Sleeping pills don’t provide enough extra sleep for older Canadians to warrant the risk of deadly side effects — and doctors and patients alike should think twice about their use, Dr. Wendy Levinson, chair of Choosing Wisely Canada, said today.
Nearly one third of older people take sleeping pills even though they have special risks for this age group, Dr. Levinson said. There are safer and better ways to improve sleep or reduce anxiety.
Sleeping pills affect the brain and spinal cord as sedative-hypnotics or tranquilizers. Side effects for seniors can range from next-day drowsiness to constipation and trouble urinating. They also can double the risk of falls and hip fractures which are common among seniors.

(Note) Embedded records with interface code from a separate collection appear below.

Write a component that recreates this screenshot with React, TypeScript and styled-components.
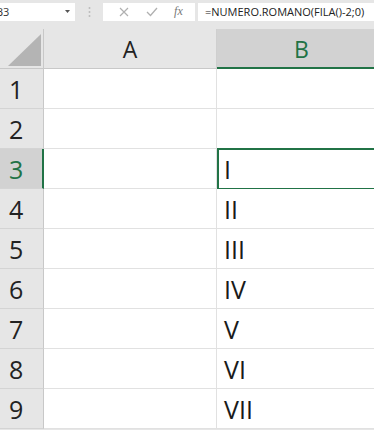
import React from "react";
import styled, { createGlobalStyle } from "styled-components";

const Global = createGlobalStyle`
  html, body { margin: 0; padding: 0; background: #ffffff; overflow: hidden; }
  body { font-family: "Open Sans", "Noto Sans", sans-serif; }
`;

const Page = styled.div`
  width: 374px;
  height: 430px;
  overflow: hidden;
  background: #e6e6e6;
  display: flex;
  flex-direction: column;
`;

const Toolbar = styled.div`
  height: 22px;
  display: flex;
  align-items: center;
  padding-top: 1px;
  box-sizing: border-box;
`;

const NameBox = styled.div`
  width: 75px;
  height: 18px;
  background: #fff;
  display: flex;
  align-items: center;
  justify-content: space-between;
  font-size: 11px;
  color: #333;
  overflow: hidden;
  padding-right: 5px;
  box-sizing: border-box;
`;

const NameText = styled.span`
  margin-left: -4px;
`;

const Dots = styled.div`
  width: 28px;
  display: flex;
  justify-content: center;
`;

const IconBox = styled.div`
  width: 92px;
  height: 18px;
  background: #fff;
  display: flex;
  align-items: center;
  justify-content: space-around;
  padding: 0 4px 0 8px;
  box-sizing: border-box;
`;

const Fx = styled.span`
  font-family: "Liberation Serif", serif;
  font-style: italic;
  font-size: 12px;
  color: #777;
`;

const FormulaBox = styled.div`
  flex: 1;
  height: 18px;
  margin-left: 3px;
  background: #fff;
  display: flex;
  align-items: center;
  padding-left: 7px;
  font-size: 11px;
  color: #222;
  white-space: nowrap;
`;

const Grid = styled.div`
  margin-top: 7px;
  display: grid;
  grid-template-columns: 44px 173px 170px;
  grid-auto-rows: 40px;
`;

const Corner = styled.div`
  background: #e6e6e6;
  border-right: 1px solid #c8c8c8;
  border-bottom: 1px solid #c8c8c8;
  position: relative;
`;

const ColHead = styled.div<{ $sel?: boolean }>`
  background: ${p => (p.$sel ? "#d2d2d2" : "#e6e6e6")};
  color: ${p => (p.$sel ? "#217346" : "#222")};
  border-bottom: ${p => (p.$sel ? "2px solid #217346" : "1px solid #c8c8c8")};
  border-right: 1px solid #cfcfcf;
  font-size: 23px;
  display: flex;
  align-items: center;
  justify-content: center;
  box-sizing: border-box;
  padding-top: ${p => (p.$sel ? "1px" : "0")};
`;

const RowHead = styled.div<{ $sel?: boolean }>`
  background: ${p => (p.$sel ? "#d2d2d2" : "#e6e6e6")};
  color: ${p => (p.$sel ? "#217346" : "#222")};
  border-right: ${p => (p.$sel ? "2px solid #217346" : "1px solid #c8c8c8")};
  border-bottom: 1px solid #d4d4d4;
  font-size: 25px;
  display: flex;
  align-items: center;
  padding-left: 9px;
  box-sizing: border-box;
`;

const Cell = styled.div<{ $sel?: boolean }>`
  background: #fff;
  border-right: 1px solid #e1e1e1;
  border-bottom: 1px solid #e1e1e1;
  font-size: 25px;
  color: #1a1a1a;
  display: flex;
  align-items: center;
  padding-left: 7px;
  box-sizing: border-box;
  ${p => (p.$sel ? "outline: 2px solid #217346; outline-offset: -2px; margin-top: -1px; height: 42px;" : "")}
`;

const rows = ["", "", "I", "II", "III", "IV", "V", "VI", "VII"];

export default function App() {
  return (
    <Page>
      <Global />
      <Toolbar>
        <NameBox>
          <NameText>B3</NameText>
          <svg width="5" height="4" viewBox="0 0 5 4"><path d="M0 0h5L2.5 3z" fill="#555" /></svg>
        </NameBox>
        <Dots>
          <svg width="3" height="12" viewBox="0 0 3 12">
            <circle cx="1.5" cy="2" r="1" fill="#bbb" />
            <circle cx="1.5" cy="6" r="1" fill="#bbb" />
            <circle cx="1.5" cy="10" r="1" fill="#bbb" />
          </svg>
        </Dots>
        <IconBox>
          <svg width="10" height="10" viewBox="0 0 10 10"><path d="M1 1l8 8M9 1l-8 8" stroke="#b0b0b0" strokeWidth="1.2" /></svg>
          <svg width="12" height="10" viewBox="0 0 12 10"><path d="M1 5l3.5 3.5L11 1" stroke="#b0b0b0" strokeWidth="1.3" fill="none" /></svg>
          <Fx>fx</Fx>
        </IconBox>
        <FormulaBox>=NUMERO.ROMANO(FILA()-2;0)</FormulaBox>
      </Toolbar>
      <Grid>
        <Corner>
          <svg width="44" height="40" viewBox="0 0 44 40" style={{ position: "absolute", left: 0, top: 0 }}>
            <path d="M8 37L41 5V37Z" fill="#b4b4b4" />
          </svg>
        </Corner>
        <ColHead>A</ColHead>
        <ColHead $sel>B</ColHead>
        {rows.map((v, i) => (
          <React.Fragment key={i}>
            <RowHead $sel={i === 2}>{i + 1}</RowHead>
            <Cell />
            <Cell $sel={i === 2}>{v}</Cell>
          </React.Fragment>
        ))}
      </Grid>
    </Page>
  );
}
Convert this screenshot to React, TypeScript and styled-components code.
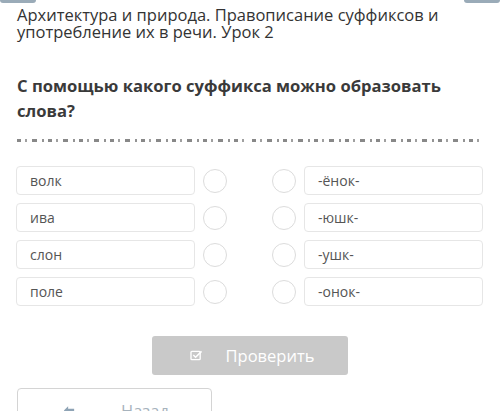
import styled, { createGlobalStyle } from "styled-components";

const GlobalStyle = createGlobalStyle`
  html, body {
    margin: 0;
    padding: 0;
    background: #fff;
  }
  body {
    font-family: "Open Sans", "Liberation Sans", sans-serif;
    overflow: hidden;
  }
`;

const pairs = [
	{ word: "волк", suffix: "-ёнок-" },
	{ word: "ива", suffix: "-юшк-" },
	{ word: "слон", suffix: "-ушк-" },
	{ word: "поле", suffix: "-онок-" },
];

const App = () => {
	return (
		<Page>
			<GlobalStyle />
			<TopBar>
				<Tab />
				<Tab />
			</TopBar>

			<Title>
				Архитектура и природа. Правописание суффиксов и
				<br />
				употребление их в речи. Урок 2
			</Title>

			<Question>С помощью какого суффикса можно образовать слова?</Question>

			<Dashes>
				<DashLine />
				<DashLine />
			</Dashes>

			<Rows>
				{pairs.map((p) => (
					<Row key={p.word}>
						<Cell>{p.word}</Cell>
						<Radio />
						<Spacer />
						<Radio />
						<Cell>{p.suffix}</Cell>
					</Row>
				))}
			</Rows>

			<CheckWrap>
				<CheckButton type="button">
					<svg width="13" height="11" viewBox="0 0 14 12" fill="none">
						<rect x="1" y="1.5" width="10" height="9" rx="1" stroke="#fff" strokeWidth="1.5" />
						<path d="M3.5 5.5 L6 8 L12.5 1.5" stroke="#fff" strokeWidth="1.6" />
					</svg>
					<span>Проверить</span>
				</CheckButton>
			</CheckWrap>

			<BackButton type="button">
				<svg width="12" height="11" viewBox="0 0 14 12">
					<path d="M6 1 L1 6 L6 11 L6 8 L13 8 L13 4 L6 4 Z" fill="#8ea3b5" />
				</svg>
				<span>Назад</span>
			</BackButton>
		</Page>
	);
};

const Page = styled.main`
    width: 500px;
    height: 411px;
    overflow: hidden;
    display: flex;
    flex-direction: column;

    & > * {
        flex-shrink: 0;
    }
`

const TopBar = styled.div`
    display: flex;
    justify-content: space-between;
    height: 3px;
`

const Tab = styled.div`
    width: 36px;
    height: 3px;
    background: #9aabb8;
    border-radius: 0 0 4px 4px;
`

const Title = styled.h1`
    margin: 3px 0 0 17px;
    font-size: 16.5px;
    font-weight: 400;
    line-height: 17px;
    color: #333;
`

const Question = styled.h2`
    margin: 33px 0 0 17px;
    width: 450px;
    font-size: 16.6px;
    font-weight: 700;
    line-height: 25px;
    color: #3a3a3a;
`

const Dashes = styled.div`
    display: flex;
    gap: 4px;
    margin: 16px 0 0 17px;
    width: 466px;
`

const DashLine = styled.div`
    flex: 1;
    height: 3px;
    background: repeating-linear-gradient(
        90deg,
        #555 0 4px,
        transparent 4px 8px,
        #777 8px 10px,
        transparent 10px 15px,
        #555 15px 20px,
        transparent 20px 25px,
        #666 25px 27px,
        transparent 27px 31px
    );
    opacity: 0.7;
`

const Rows = styled.div`
    display: flex;
    flex-direction: column;
    gap: 8px;
    margin: 24px 0 0 16px;
`

const Row = styled.div`
    display: flex;
    align-items: center;
`

const Cell = styled.div`
    box-sizing: border-box;
    width: 179px;
    height: 29px;
    border: 1px solid #e6e6e6;
    border-radius: 4px;
    padding: 0 13px;
    display: flex;
    align-items: center;
    font-size: 14px;
    color: #555;
`

const Radio = styled.div`
    box-sizing: border-box;
    width: 24px;
    height: 24px;
    margin: 0 8px;
    border: 1.5px solid #dcdcdc;
    border-radius: 50%;
`

const Spacer = styled.div`
    width: 29px;
`

const CheckWrap = styled.div`
    display: flex;
    margin: 30px 0 0 152px;
`

const CheckButton = styled.button`
    width: 196px;
    height: 39px;
    border: none;
    border-radius: 3px;
    background: #c9c9c9;
    color: #fff;
    font-family: "Open Sans", "Liberation Sans", sans-serif;
    font-size: 16.5px;
    display: flex;
    align-items: center;
    justify-content: center;
    gap: 23px;
    padding: 0 0 0 4px;
`

const BackButton = styled.button`
    margin: 13px 0 0 17px;
    width: 195px;
    height: 44px;
    background: #fff;
    border: 1px solid #d4d4d4;
    border-radius: 4px;
    font-family: "Open Sans", "Liberation Sans", sans-serif;
    font-size: 16.5px;
    color: #a7b3bd;
    display: flex;
    align-items: center;
    padding: 0 0 0 45px;
    gap: 46px;
`

export default App;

“The ads may promise lots of blissful sleep, but studies show those who use sleeping pills only sleep a little longer and better than those who don’t,” Dr. Levinson said. “Seniors and their doctors should look hard at nondrug treatments just as they should be holding healthy conversations generally about unnecessary testing and treatment.”
Nondrug treatments that should be discussed with physicians include everything from regular exercise to avoiding caffeine after 3 p.m., or earlier in some cases.
Dr. Levinson made the comments in conjunction with an announcement that 12 additional medical specialty societies and six new community partners have joined the Choosing Wisely Canada campaign. The new partners bring the number of specialty societies and community partners participating in the campaign to 21 and 6 respectively.